There’s also evidence to show institutions are building up defensive fortifications elsewhere: Central banks have ramped up their purchases of gold, a key dollar alternative, to 27 tons per month as of May, according to the World Gold Council. Other investors have also poured in: Gold exchange-traded funds garnered their largest first-half inflows in five years, amounting to $38 billion from January to June, the WGC said.

Bank of America analysts, in a note, dubbed gold-buying “a trend that we think is set to continue, especially amid uncertainty surrounding US tariffs and fiscal deficit concerns.”

The euro, meanwhile, has gained over 12% on the dollar this year, even as the European Central Bank has slashed interest rates and the Fed kept its rates steady. Some optimistic policymakers on the Old Continent, like Yannis Stournaras, a member of the ECB’s governing council and the governor of the Bank of Greece, have suggested the ascendant euro could emerge as a global reserve currency.

Where Does the Pull Go From Here?

Those who, like Stournaras, have hinted at the possibility of an end to “American exceptionalism” and “dollar hegemony” might be a tad ambitious, according to some analysts.

“Through statistically analyzing the dollar’s role, we clearly see that it remains the cornerstone of global trade and finance and is far from becoming irrelevant,” Wells Fargo analysts wrote. “We believe the dollar benefits from deeply entrenched advantages (such as rule of law, transparency and highly liquid financial markets) that make de-dollarization on a global scale an extremely difficult and slow process —especially since the most prominent dollar alternatives have fundamental weaknesses themselves.”

President Trump has variously expressed affection for a strong dollar — owing to the power and prestige it affords in global trade and finance — and a weakened one — because it would make US exports, roughly 11% of GDP last year, cheaper to the world and potentially boost domestic manufacturing.

As a result, some analysts are betting on a continued downward trajectory. TS Lombard, which recommends a short position on the greenback, went so far as to call it “the gift that keeps on giving.” “Trump’s attacks on the Fed and this administration’s explicit desire for a weaker dollar only reinforces this view,” wrote Daniel Von Ahlen, a senior macro analyst at the firm.

Other financial observers believe the dollar and the US economy only have so much downward trajectory in them. Bank of America expects limited downside for the currency in the second half of 2025, noting that — even if and when the Federal Reserve cuts rates — the rate differential with other central banks will remain and support the dollar’s appeal to investors seeking higher yields. There’s also the US economy, which has proven ever resilient despite the shock of tariff announcements. The Bureau of Labor Statistics reported last week that 147,000 jobs were added in June, besting economists’ expectations. That was 3,000 more jobs than were added in May, and led to the unemployment rate dropping month-over-month to 4.1% from 4.2%.

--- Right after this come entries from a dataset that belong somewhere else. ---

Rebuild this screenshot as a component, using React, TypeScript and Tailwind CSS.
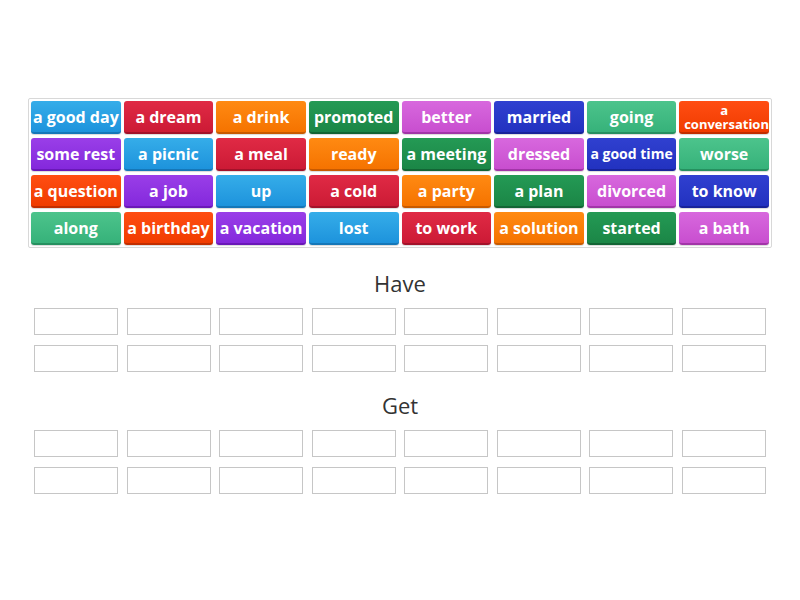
import React from "react";

const colors: Record<string, string> = {
  blue: "bg-linear-to-b from-[#35ade9] to-[#1d93dc] border-b-[#1577b8]",
  red: "bg-linear-to-b from-[#e02a45] to-[#cc1a35] border-b-[#a3122a]",
  orange: "bg-linear-to-b from-[#ff8a12] to-[#f57300] border-b-[#c85a00]",
  darkgreen: "bg-linear-to-b from-[#249a55] to-[#1b8646] border-b-[#136535]",
  pink: "bg-linear-to-b from-[#d868de] to-[#c84ecf] border-b-[#a235a8]",
  darkblue: "bg-linear-to-b from-[#3040d0] to-[#2232c0] border-b-[#18239a]",
  mint: "bg-linear-to-b from-[#4cc48c] to-[#36b27a] border-b-[#26905f]",
  redorange: "bg-linear-to-b from-[#ff4d12] to-[#f03c00] border-b-[#c22e00]",
  purple: "bg-linear-to-b from-[#9a3ee8] to-[#8428dc] border-b-[#6a18b8]",
};

const tiles: { text: string; color: string; size?: string }[] = [
  { text: "a good day", color: "blue" },
  { text: "a dream", color: "red" },
  { text: "a drink", color: "orange" },
  { text: "promoted", color: "darkgreen" },
  { text: "better", color: "pink" },
  { text: "married", color: "darkblue" },
  { text: "going", color: "mint" },
  { text: "a conversation", color: "redorange", size: "text-[13px] leading-[14px]" },
  { text: "some rest", color: "purple" },
  { text: "a picnic", color: "blue" },
  { text: "a meal", color: "red" },
  { text: "ready", color: "orange" },
  { text: "a meeting", color: "darkgreen" },
  { text: "dressed", color: "pink" },
  { text: "a good time", color: "darkblue", size: "text-[14px]" },
  { text: "worse", color: "mint" },
  { text: "a question", color: "redorange" },
  { text: "a job", color: "purple" },
  { text: "up", color: "blue" },
  { text: "a cold", color: "red" },
  { text: "a party", color: "orange" },
  { text: "a plan", color: "darkgreen" },
  { text: "divorced", color: "pink" },
  { text: "to know", color: "darkblue" },
  { text: "along", color: "mint" },
  { text: "a birthday", color: "redorange" },
  { text: "a vacation", color: "purple" },
  { text: "lost", color: "blue" },
  { text: "to work", color: "red" },
  { text: "a solution", color: "orange" },
  { text: "started", color: "darkgreen" },
  { text: "a bath", color: "pink" },
];

function DropGrid() {
  return (
    <div className="mx-[34px] grid grid-cols-8 gap-x-[8.6px] gap-y-[10px]">
      {Array.from({ length: 16 }).map((_, i) => (
        <div key={i} className="h-[27px] border border-[#c6c6c6] bg-white" />
      ))}
    </div>
  );
}

export default function App() {
  return (
    <div
      className="w-[800px] h-[600px] bg-white pt-[98px]"
      style={{ fontFamily: "'Open Sans', 'Liberation Sans', sans-serif" }}
    >
      {/* Word tiles */}
      <div className="mx-[28px] border border-[#d8d8d8] rounded-[2px] p-[2px] grid grid-cols-8 gap-x-[3px] gap-y-[4px]">
        {tiles.map((t) => (
          <div
            key={t.text}
            className={`h-[33px] flex items-center justify-center text-center rounded-[3px] border-b-2 text-white font-bold shadow-[0_1px_1px_rgba(0,0,0,0.15)] px-[2px] ${
              colors[t.color]
            } ${t.size ?? "text-[16px] leading-[20px]"}`}
          >
            <span className={t.text === "a conversation" ? "w-[80px]" : "whitespace-nowrap"}>
              {t.text}
            </span>
          </div>
        ))}
      </div>

      {/* Have */}
      <div className="mt-[20px] h-[30px] text-center text-[22px] leading-[30px] text-[#333333]">
        Have
      </div>
      <div className="mt-[10px]">
        <DropGrid />
      </div>

      {/* Get */}
      <div className="mt-[18px] h-[30px] text-center text-[22px] leading-[30px] text-[#333333]">
        Get
      </div>
      <div className="mt-[10px]">
        <DropGrid />
      </div>
    </div>
  );
}
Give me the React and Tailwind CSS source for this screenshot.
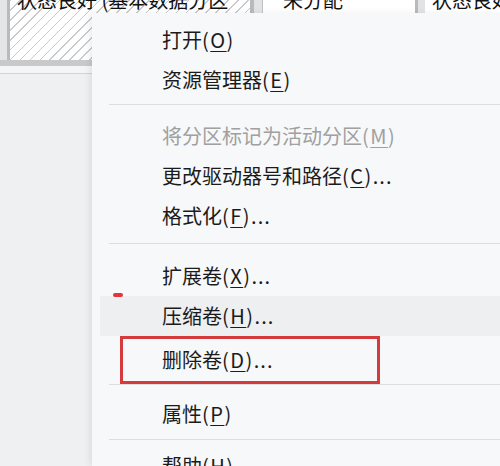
import React from "react";

const menuFont = { fontFamily: '"Noto Sans CJK SC", "Noto Sans", sans-serif' };

function Key({ k, tail = "" }) {
  return (
    <span>
      <span className="tracking-[1.5px]">
        (<span className="underline underline-offset-[3px] decoration-[1px]">{k}</span>)
      </span>
      <span className="tracking-[1px]">{tail}</span>
    </span>
  );
}

function Item({ label, k, tail = "", disabled = false, className = "" }) {
  return (
    <div
      className={`h-[40px] flex items-center pl-[70px] text-[20px] leading-none ${
        disabled ? "text-[#a0a0a0]" : "text-[#1b1b1b]"
      } ${className}`}
    >
      <span>
        {label}
        <Key k={k} tail={tail} />
      </span>
    </div>
  );
}

function Sep({ top, h }) {
  return (
    <div className={`${h} ${top} ml-[17px]`}>
      <div className="h-px bg-[#dddee0]" />
    </div>
  );
}

export default function App() {
  return (
    <div className="relative w-[500px] h-[466px] overflow-hidden bg-[#eef0f2]" style={menuFont}>
      {/* disk map underneath */}
      <div className="flex h-[60px] bg-white">
        <div className="w-[10px] bg-[#e4e5e7] border-r-[3px] border-[#b9babc]" />
        <div className="w-[240px] overflow-hidden bg-[repeating-linear-gradient(135deg,#c9cacc_0px,#c9cacc_1px,#ffffff_1px,#ffffff_7px)]">
          <div className="mt-[-10px] pl-[7px] text-[20px] leading-none whitespace-nowrap text-[#111]">
            状态良好 (基本数据分区
          </div>
        </div>
        <div className="w-[4px] bg-[#b9babc]" />
        <div className="w-[8px] bg-[#e2e3e5]" />
        <div className="w-[153px] overflow-hidden bg-white border-l border-[#c0c0c0]">
          <div className="mt-[-10px] pl-[20px] text-[20px] leading-none whitespace-nowrap text-[#111]">
            未分配
          </div>
        </div>
        <div className="w-[10px] bg-[#e2e3e5] border-l-[3px] border-[#b9babc]" />
        <div className="flex-1 overflow-hidden bg-white">
          <div className="mt-[-10px] pl-[7px] text-[20px] leading-none whitespace-nowrap text-[#111]">
            状态良好
          </div>
        </div>
      </div>
      <div className="h-[6px] bg-[#c8c9cb]" />
      <div className="h-[7px] bg-[#f4f5f6]" />
      <div className="h-px bg-[#d3d4d6]" />

      {/* context menu */}
      <div className="absolute left-[92px] top-[13px] right-0 bottom-0 bg-[#f7f8fa] shadow-[-3px_0_6px_rgba(0,0,0,0.07)] pt-[7px]">
        <Item label="打开" k="O" />
        <Item label="资源管理器" k="E" />
        <Sep h="h-[16px]" top="pt-[4px]" />
        <Item label="将分区标记为活动分区" k="M" disabled />
        <Item label="更改驱动器号和路径" k="C" tail="..." />
        <Item label="格式化" k="F" tail="..." />
        <Sep h="h-[20px]" top="pt-[7px]" />
        <Item label="扩展卷" k="X" tail="..." />
        <div className="relative">
          <Item label="压缩卷" k="H" tail="..." className="ml-[8px] !pl-[62px] bg-[#eeeff1]" />
          <div className="absolute left-[21px] top-[-3px] w-[10px] h-[4px] rounded-sm bg-[#e0353b]" />
        </div>
        <div className="h-[48px] flex">
          <div className="ml-[28px] w-[260px] h-full border-[3px] border-[#d53a3d] flex items-center pl-[39px] text-[20px] leading-none text-[#1b1b1b]">
            <span>
              删除卷
              <Key k="D" tail="..." />
            </span>
          </div>
        </div>
        <Sep h="h-[10px]" top="pt-0" />
        <Item label="属性" k="P" />
        <Sep h="h-[12px]" top="pt-[5px]" />
        <Item label="帮助" k="H" />
      </div>
    </div>
  );
}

In fact, with that good news in its sails, the US dollar posted its first weekly gain against the Dollar Index basket of currencies in three weeks. That comes even as Trump has threatened to impose dramatic tariffs on trading partners, like a 50% levy on Brazil, a 25% levy on Japan, and a 35% levy on Canada. That may suggest that volatile trade standoffs are less likely to weigh on the currency than when markets were forced to adjust to the initial shock.